Probability / Graph Theory / Optimization Problem

115 Views Asked by At

I have a problem involving a random graph $G$ with a set of nodes $n_1, n_2, ..., n_k$. A priori, we know approximately the probabilities $p_{ij} ( =p_{ji} )$ that an edge $e_{ij}$ exists between nodes $n_i$ and $n_j$. The probabilities are centred around $1/2$, with far more edges being 'coin tosses' than near certainty / impossibility.

I say 'approximately' because there's another constraint - we know that the graph $G$ is a disjoint union of cliques $K_1, K_2, K_3 ...$ so if we know (for example) that $e_{12}$ is an edge of $G$, and $e_{13}$ is an edge of $G$, we get 'for free' that $e_{23}$ is an edge of $G$. Similarly if $e_{45}$ is an edge of $G$ and $e_{56}$ is not an edge of $G$, we get 'for free' that $e_{46}$ is not an edge of $G$.

Let's suppose that we can ask an oracle questions of the form 'is $e_{ij}$ an edge?' and get a yes/no answer. Let's further suppose the oracle charges $\$N$ per question, so we'd like to ask as few questions as possible.

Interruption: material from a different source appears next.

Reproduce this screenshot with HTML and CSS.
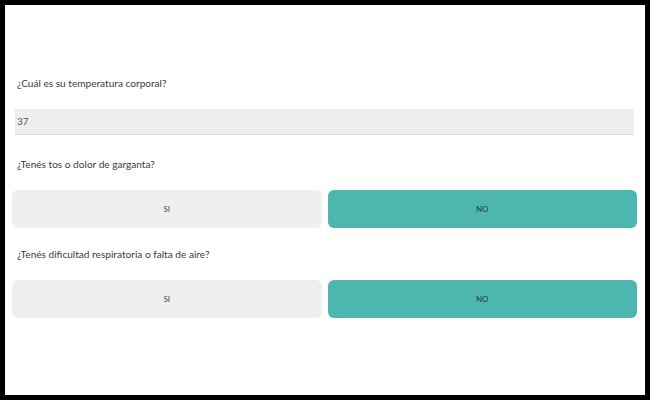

What type of algorithm might deliver a (nearly) optimal solution in terms of minimising the expected cost of working out the entire structure of $G$?

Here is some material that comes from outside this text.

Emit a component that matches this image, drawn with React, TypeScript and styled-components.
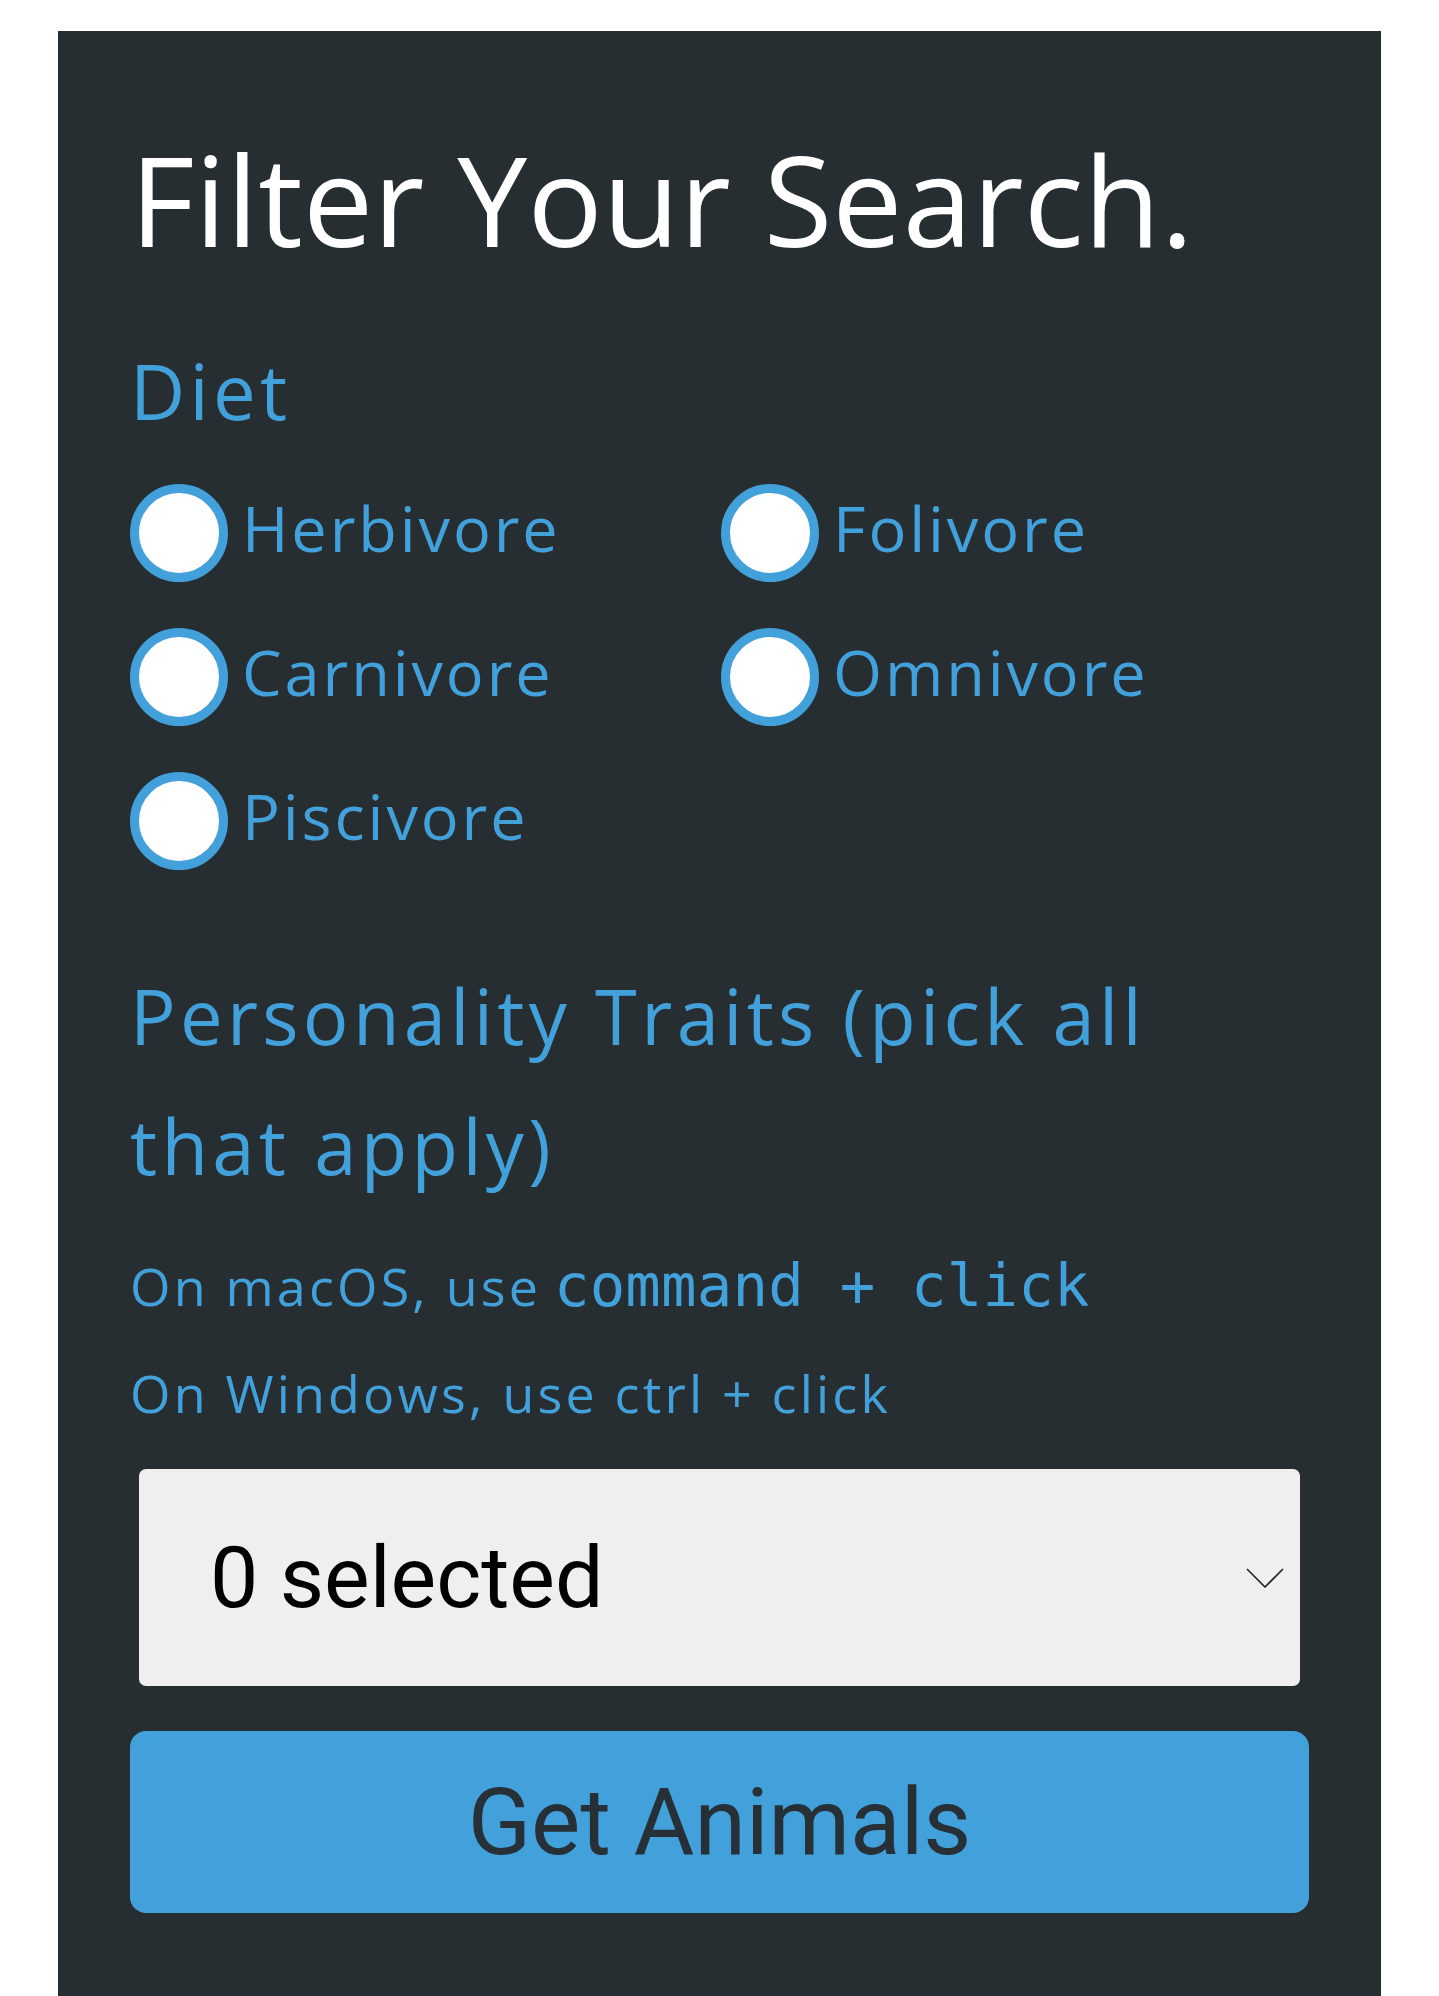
import React from "react";
import styled, { createGlobalStyle } from "styled-components";

const GlobalStyle = createGlobalStyle`
  html, body { margin: 0; padding: 0; background: #ffffff; }
  body { font-family: "Open Sans", "Noto Sans", sans-serif; }
  * { box-sizing: border-box; }
`;

const BLUE = "#42a0da";

const Panel = styled.section`
  width: 1323px;
  margin: 31px auto 0;
  background: #272e32;
  padding: 105px 72px 90px;
  display: flex;
  flex-direction: column;
`;

const Title = styled.h1`
  margin: 0;
  font-family: "Open Sans", sans-serif;
  font-weight: 500;
  font-size: 125px;
  line-height: 125px;
  color: #ffffff;
  letter-spacing: 0.2px;
`;

const SectionLabel = styled.h2<{ $top: number; $lh: number }>`
  margin: ${(p) => p.$top}px 0 0;
  font-family: "Open Sans", sans-serif;
  font-weight: 400;
  font-size: 76px;
  line-height: ${(p) => p.$lh}px;
  color: ${BLUE};
  letter-spacing: 4.3px;
`;

const RadioGrid = styled.div`
  margin-top: 55px;
  display: grid;
  grid-template-columns: 591px auto;
  row-gap: 46px;
`;

const RadioItem = styled.label`
  display: flex;
  align-items: center;
  height: 98px;
  gap: 14px;
  cursor: pointer;
`;

const RadioCircle = styled.span`
  width: 98px;
  height: 98px;
  flex: 0 0 98px;
  border-radius: 50%;
  border: 9px solid ${BLUE};
  background: #ffffff;
`;

const RadioText = styled.span`
  font-family: "Open Sans", sans-serif;
  font-size: 63px;
  line-height: 98px;
  color: ${BLUE};
  letter-spacing: 2.9px;
  margin-bottom: 10px;
`;

const Hint = styled.p<{ $top: number }>`
  margin: ${(p) => p.$top}px 0 0;
  font-family: "Open Sans", sans-serif;
  font-size: 52px;
  line-height: 107px;
  color: ${BLUE};
  letter-spacing: 3.2px;
`;

const Code = styled.code`
  font-family: "DejaVu Sans Mono", "Liberation Mono", monospace;
  font-size: 59px;
  letter-spacing: 0.2px;
  margin-left: -4px;
  color: ${BLUE};
`;

const SelectBox = styled.div`
  margin: 23px 9px 0;
  height: 217px;
  background: #efefef;
  border-radius: 7px;
  display: flex;
  align-items: center;
  justify-content: space-between;
  padding: 0 16px 0 71px;
`;

const SelectText = styled.span`
  font-family: Roboto, "Liberation Sans", sans-serif;
  font-size: 86px;
  color: #000000;
`;

const Button = styled.button`
  margin-top: 45px;
  height: 182px;
  width: 100%;
  border: none;
  border-radius: 16px;
  background: ${BLUE};
  color: #263036;
  font-family: Roboto, "Liberation Sans", sans-serif;
  font-size: 93px;
  cursor: pointer;
  padding: 0;
`;

const diets = ["Herbivore", "Folivore", "Carnivore", "Omnivore", "Piscivore"];

export default function App() {
  return (
    <>
      <GlobalStyle />
      <Panel>
        <Title>Filter Your Search.</Title>
        <SectionLabel $top={92} $lh={76}>Diet</SectionLabel>
        <RadioGrid>
          {diets.map((d) => (
            <RadioItem key={d}>
              <RadioCircle />
              <RadioText>{d}</RadioText>
            </RadioItem>
          ))}
        </RadioGrid>
        <SectionLabel $top={81} $lh={130}>
          Personality Traits (pick all that apply)
        </SectionLabel>
        <Hint $top={21}>
          On macOS, use <Code>command + click</Code>
        </Hint>
        <Hint $top={0}>On Windows, use ctrl + click</Hint>
        <SelectBox>
          <SelectText>0 selected</SelectText>
          <svg width="38" height="20" viewBox="0 0 38 20" fill="none">
            <path d="M1 1 L19 19 L37 1" stroke="#222" strokeWidth="1.6" />
          </svg>
        </SelectBox>
        <Button>Get Animals</Button>
      </Panel>
    </>
  );
}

My 'naive' approach is to ask about the edge most likely to be in $G$, and assuming that the answer is 'yes' (if not, ask about the next most likely edge until you get a hit), then ask about the edge most likely to be connected to one end of that edge, and continue to try to build up as big a clique as possible - this is good because a big clique means getting lots of edge information 'for free' from one question.

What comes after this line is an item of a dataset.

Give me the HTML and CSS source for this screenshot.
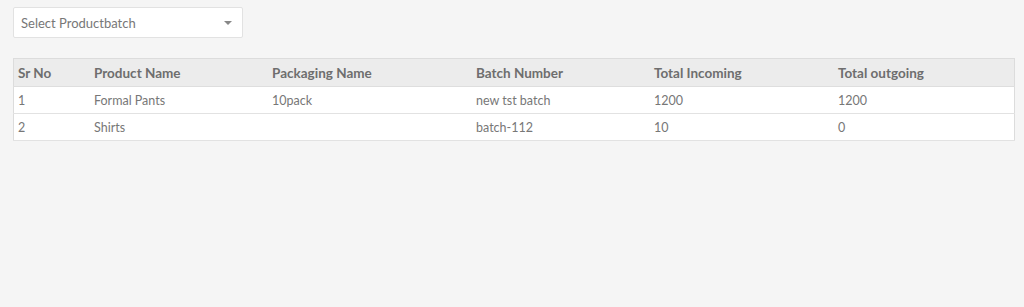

But that means (initially) spending money to gain relatively little information as the entropy of the edge probability $Ent = p(1-p)$ is low because $p$ is close to $1$. It would in some sense be more informative to find out about edges that have probability close to $1/2$, but there are far many more of these.

Any thoughts? Is this a known (type of problem), and are there heuristics about finding a near-optimal strategy if so?

1

There are 1 best solutions below

5
On

Edit: There was a mistake, this only gives a lower bound for the number of queries

A lower bound for the number of queries is $n-c+ \frac{c(c-1)}{2}$ edges where $c$ is the number of connected components.

We can see that it is not possible to infer the total structure with less edges: The minimum number of edges in the graph given the edges queried is found by the transitive closure of the queried edges. So for every connected component, we need to query at least a spanning tree, otherwise, the transitive closure won't give us the full component. A spanning forest requires $n-c$ edges.

For every pair of connected components, we need to query at least one pair of vertices with one vertex per component (otherwise, it might be possible that these components can be connected). So we require $\frac{c(c-1)}{2}$ more edges. These additional queries are sufficient to guarantee that we can't have more edges than the transitive closure.